Bien sûr, les pratiques de management ont un impact direct sur l'apparition du phénomène au sein de l'entreprise, tant sur le plan individuel que sur le plan collectif. Je vous en ferai la liste dans un autre article.
J'ai d'autant moins de peine à être affirmatif qu'en observateur actif du monde du travail depuis près de 30 ans, je me demande comment le débat peut encore avoir lieu pour certaines situations que nous rencontrons.
Maintenant, faut-il pour autant que l'employeur finance la prise en charge d'un de ses collaborateurs qui glissent sur la pente du burn-out ?
J'aurais aimé apporter une réponse philosophique à cette question en vous faisant une discours moral sur la responsabilité sociétale de l'entreprise mais je doute fort de l'efficacité de ce message à l'heure où la performance est une nouvelle forme de religion.
La raison principale de l'engagement de l'entreprise à lutter contre le phénomène me paraît finalement bien plus simple. Je vois mal comment une entreprise échapperait à la nécessité de résoudre un problème qu'elle génère elle-même et dont elle vit en grande partie les conséquences. Vous me pardonnerez la comparaison qui suit mais il est parfois bon d'être au ras des pâquerettes pour se faire comprendre. Viendrait-il à l'idée d'une entreprise de ne pas financer la maintenance de ses équipements informatiques, voire de les upgrader, s'ils s'avèrent en surcharge ? Les décisions dans ce domaine font rarement débats parce que les conséquences sont immédiates. Pourtant les coûts engendrés sont de l'ordre d'une centaine de fois plus élevés que la prise en charge des collaborateurs atteints par le burn-out.
J'entends déjà les voix de mes détracteurs s'élever. Ils me rétorqueront que, là au moins, on est sûr du résultat alors qu'en matière de burn-out aucune prise en charge ne garantit le retour de la personne.

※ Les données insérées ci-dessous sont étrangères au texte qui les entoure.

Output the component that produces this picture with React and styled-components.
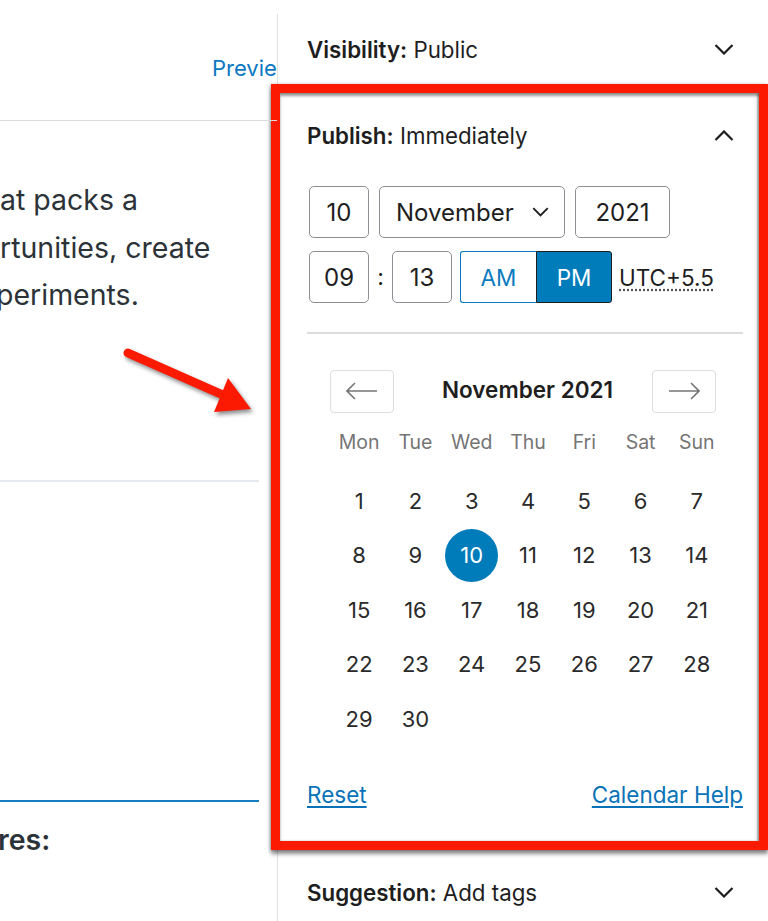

Tout d'abord, vous aurez un peu de mal à m'affirmer en me regardant dans les yeux que vous êtes certain du retour sur investissement de vos efforts financiers en matière informatique. Mais admettons.
Prendre en charge le burn-out ne vise en effet pas un retour performant à tous les coups mais bien à rendre la personne concernée capable de ne pas reproduire les séquences qui l'ont mise en difficulté. C'est pourquoi une prise en charge précoce est le meilleur moyen pour l'entreprise de maintenir au travail ses collaborateurs les plus engagés dans de meilleures conditions. Bien trop d'employeurs nous demandent d'intervenir lorsque leurs collaborateurs sont en incapacité de longue durée. Nous pouvons bien évidemment travailler avec eux lorsque c'est le cas mais nous préférons, de loin, activer nos trajets les moins lourds. Notre vocation est le bien-être au travail bien plus que la réorientation professionnelle.
Il n'y a, en entreprise, aucun domaine qui ne puisse pas être traité avec bon sens. Il en va de même pour le burn-out.